Mathematics penetrates mystery of air traffic safety

Air traffic control is one of the most demanding safety critical distributed systems with an enviable safety record. Using computer modelling researchers developed innovative approaches to handling uncertainty when designing such complex safety critical operations.
It's a scary thought, but air traffic brings with it the chance of a mid-air collision. But the safety record of the air industry is excellent, so obviously it works well.

"The system has grown in an evolutionary way over decades," says Dr Henk Blom of The Netherlands Aerospace Laboratory in Amsterdam, and coordinator of the IST programme-funded Hybridge project. "It works, but nobody really understand why it works so [well]. If you talk to an air traffic controller, he or she can tell you how it works from one perspective, and also about some scary events where things ran out of control."

"Similarly, [other] explanations and experiences can be heard when you talk to a pilot. In combination, their two stories explain how well pilots and controllers collaborate, but it does not explain at all why the safety records are so extremely good. The most likely explanation why it has become so safe is that the air traffic system evolved in small steps over time and each step took advantage of past experience.”

There is one big problem, though: “How can you update or automate a system in which the safety records cannot be explained or captured by your design tools?” asks Blom.

That's the question that Hybridge sought to address.

Design-safety tools

The project developed three novel methods and supporting tools to design safety within a distributed system, but in a way that allows pilots and controllers to retain control, since they bear the responsibility in preventing any accidents from occurring.

One novel method allows the designer to analyse and mitigate combinations of small problems at different places in a distributed safety critical system. "In air traffic you have controllers, pilots, planes and mechanical and computer systems. It's complex and highly distributed. And this may result in 'Chinese whisper' kind of effects, which may lead to unnoticed differences in understanding between, for example, a pilot and an air traffic controller.

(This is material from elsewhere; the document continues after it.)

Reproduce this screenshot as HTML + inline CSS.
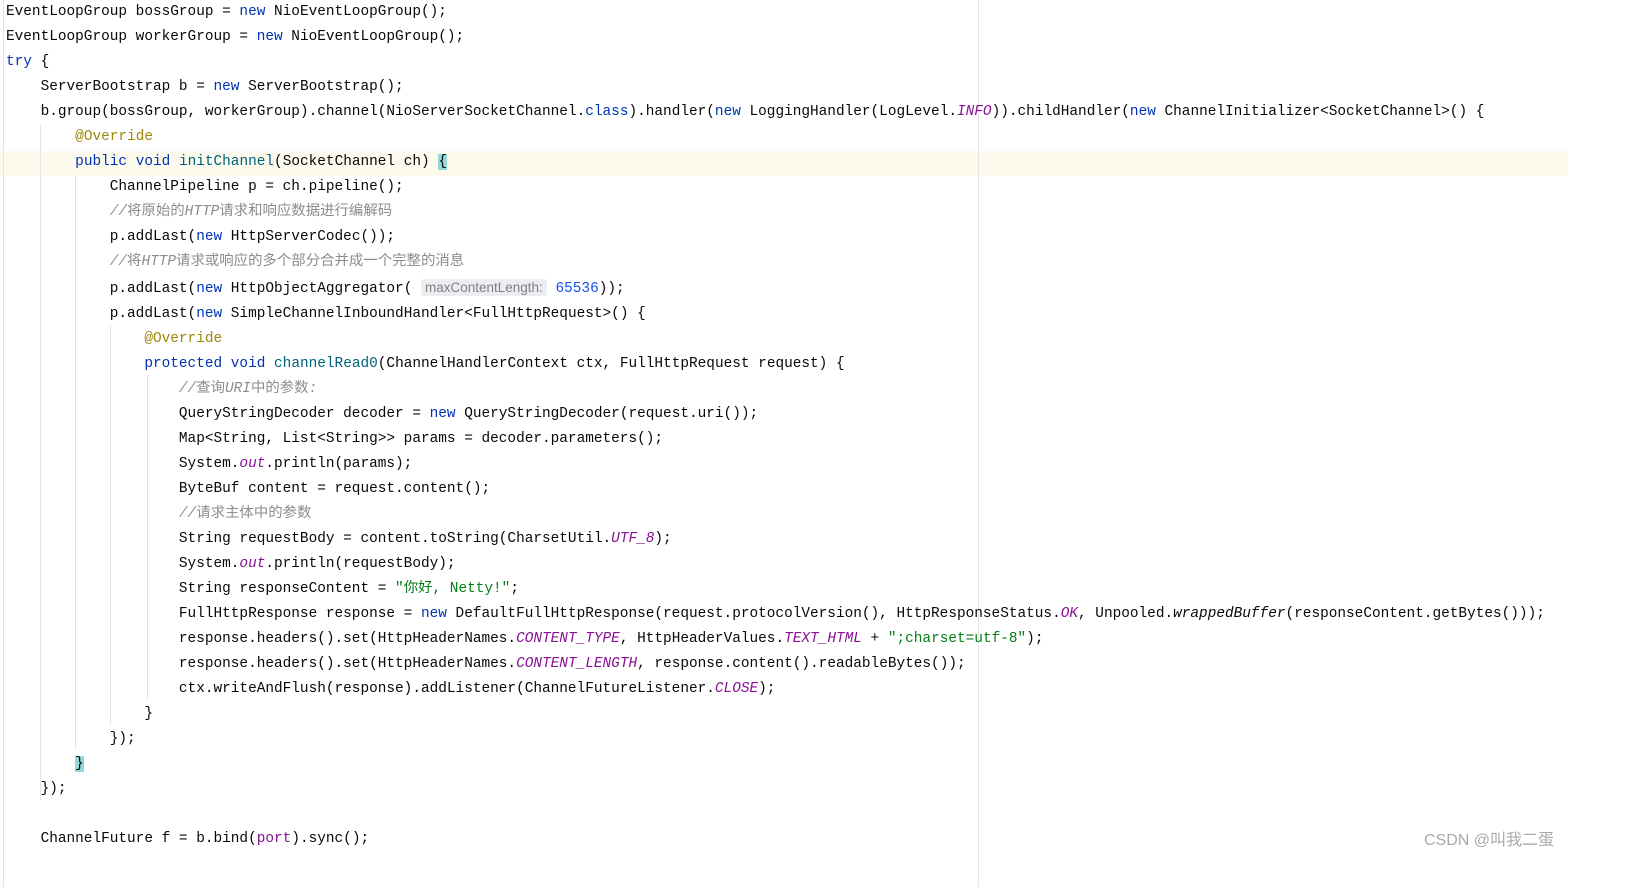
<!DOCTYPE html>
<html><head><meta charset="utf-8"><style>
html,body{margin:0;padding:0;background:#fff;width:1627px;height:887px;overflow:hidden;position:relative}
pre{margin:0;position:absolute;left:6px;top:0;font-family:"Liberation Mono","Noto Sans CJK SC",monospace;font-size:14.42px;line-height:25px;color:#080808;white-space:pre}
.k{color:#0033b3}.m{color:#00627a}.a{color:#9e880d}.s{color:#067d17}.f{color:#871094;font-style:italic}.n{color:#1750eb}.i{font-style:italic}
.c{color:#8c8c8c;font-style:italic}
.c u{font-style:normal;text-decoration:none}
.h{background:#ebedf0;color:#808080;font-family:"Liberation Sans",sans-serif;font-size:13.5px;border-radius:3px;padding:1px 4px}
.b{background:#93d9d9}
.g{position:absolute;width:1px;background:#e4e4e4}
.hl{position:absolute;left:0;top:151px;width:1568px;height:25px;background:#fcfaed}
.wm{position:absolute;left:1424px;top:826px;font-family:"Liberation Sans","Noto Sans CJK SC",sans-serif;font-size:16px;color:#aaa}
</style></head><body>
<div class="hl"></div>
<div class="g" style="left:3px;top:0;height:887px"></div>
<div class="g" style="left:978px;top:0;height:887px"></div>
<div class="g" style="left:40px;top:125px;height:675px"></div>
<div class="g" style="left:75px;top:175px;height:575px"></div>
<div class="g" style="left:110px;top:325px;height:400px"></div>
<div class="g" style="left:147px;top:375px;height:325px"></div>
<pre>EventLoopGroup bossGroup = <span class="k">new</span> NioEventLoopGroup();
EventLoopGroup workerGroup = <span class="k">new</span> NioEventLoopGroup();
<span class="k">try</span> {
    ServerBootstrap b = <span class="k">new</span> ServerBootstrap();
    b.group(bossGroup, workerGroup).channel(NioServerSocketChannel.<span class="k">class</span>).handler(<span class="k">new</span> LoggingHandler(LogLevel.<span class="f">INFO</span>)).childHandler(<span class="k">new</span> ChannelInitializer&lt;SocketChannel&gt;() {
        <span class="a">@Override</span>
        <span class="k">public void</span> <span class="m">initChannel</span>(SocketChannel ch) <span class="b">{</span>
            ChannelPipeline p = ch.pipeline();
            <span class="c">//<u>将原始的</u>HTTP<u>请求和响应数据进行编解码</u></span>
            p.addLast(<span class="k">new</span> HttpServerCodec());
            <span class="c">//<u>将</u>HTTP<u>请求或响应的多个部分合并成一个完整的消息</u></span>
            p.addLast(<span class="k">new</span> HttpObjectAggregator( <span class="h">maxContentLength:</span> <span class="n">65536</span>));
            p.addLast(<span class="k">new</span> SimpleChannelInboundHandler&lt;FullHttpRequest&gt;() {
                <span class="a">@Override</span>
                <span class="k">protected void</span> <span class="m">channelRead0</span>(ChannelHandlerContext ctx, FullHttpRequest request) {
                    <span class="c">//<u>查询</u>URI<u>中的参数</u>:</span>
                    QueryStringDecoder decoder = <span class="k">new</span> QueryStringDecoder(request.uri());
                    Map&lt;String, List&lt;String&gt;&gt; params = decoder.parameters();
                    System.<span class="f">out</span>.println(params);
                    ByteBuf content = request.content();
                    <span class="c">//<u>请求主体中的参数</u></span>
                    String requestBody = content.toString(CharsetUtil.<span class="f">UTF_8</span>);
                    System.<span class="f">out</span>.println(requestBody);
                    String responseContent = <span class="s">"你好, Netty!"</span>;
                    FullHttpResponse response = <span class="k">new</span> DefaultFullHttpResponse(request.protocolVersion(), HttpResponseStatus.<span class="f">OK</span>, Unpooled.<span class="i">wrappedBuffer</span>(responseContent.getBytes()));
                    response.headers().set(HttpHeaderNames.<span class="f">CONTENT_TYPE</span>, HttpHeaderValues.<span class="f">TEXT_HTML</span> + <span class="s">";charset=utf-8"</span>);
                    response.headers().set(HttpHeaderNames.<span class="f">CONTENT_LENGTH</span>, response.content().readableBytes());
                    ctx.writeAndFlush(response).addListener(ChannelFutureListener.<span class="f">CLOSE</span>);
                }
            });
        <span class="b">}</span>
    });

    ChannelFuture f = b.bind(<span style="color:#871094">port</span>).sync();</pre>
<div class="wm">CSDN @叫我二蛋</div>
</body></html>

"When such a difference in understanding remains unrecognised, then the situation may spiral out of control, with potentially catastrophic results,” says Blom. “Some of these misunderstandings can be quite sneaky; you can't anticipate them, they simply arise from unfortunate combinations of innocent events." The tools developed by Blom and the Hybridge team seek to identify, and prevent, these potential misunderstandings.

The two other key outcomes are simulation-based approaches. One assesses the risk of collision in a novel air traffic design. You need a massive sample of data to accurately test whether the new design is safe, because collisions occur so rarely in air traffic control.

"Through straightforward simulation it would take a person’s life-time to simulate a statistically significant number of collisions for one design," says Blom. "With the novel method you can do it overnight."

That's the power that mathematical modelling can bring to systems’ design. What's more, the team developed their simulation to work independently of the system architecture. It's a major advance, because adjusting a simulator for different systems is costly in both time and money.

The third outcome of the project was a simulation-based method, which helps to optimise automation processes in air traffic control, while taking into account the uncertainties that, for example, come from sudden wind speed variations.

Airports would like to automate certain aspects of traffic control, but automation on its own does not take account of unpredictable variables, like wind speed and direction in the Jet stream. "Planes can arrive hours before they are expected if the weather conditions are right," says Blom.

The Hybridge system can factor in such variables to ensure automation runs smoothly and does not get overwhelmed, for example, by the unexpected arrival of several planes ahead of time.

The project finished last December, but work will continue among the partners. Hybridge was simply a proof of principle. Now the partners are looking to develop a full-scale application for advanced air traffic system design.

The project results could also be useful in a wide range of industries, from finance to nuclear power station management, industry, computing and telecommunications management.

"We chose air traffic because it was the most demanding safety critical distributed system we could find, so it was the ultimate test of the methods we developed. We expect it is possible to apply these novel methods to other industries as well," concludes Blom.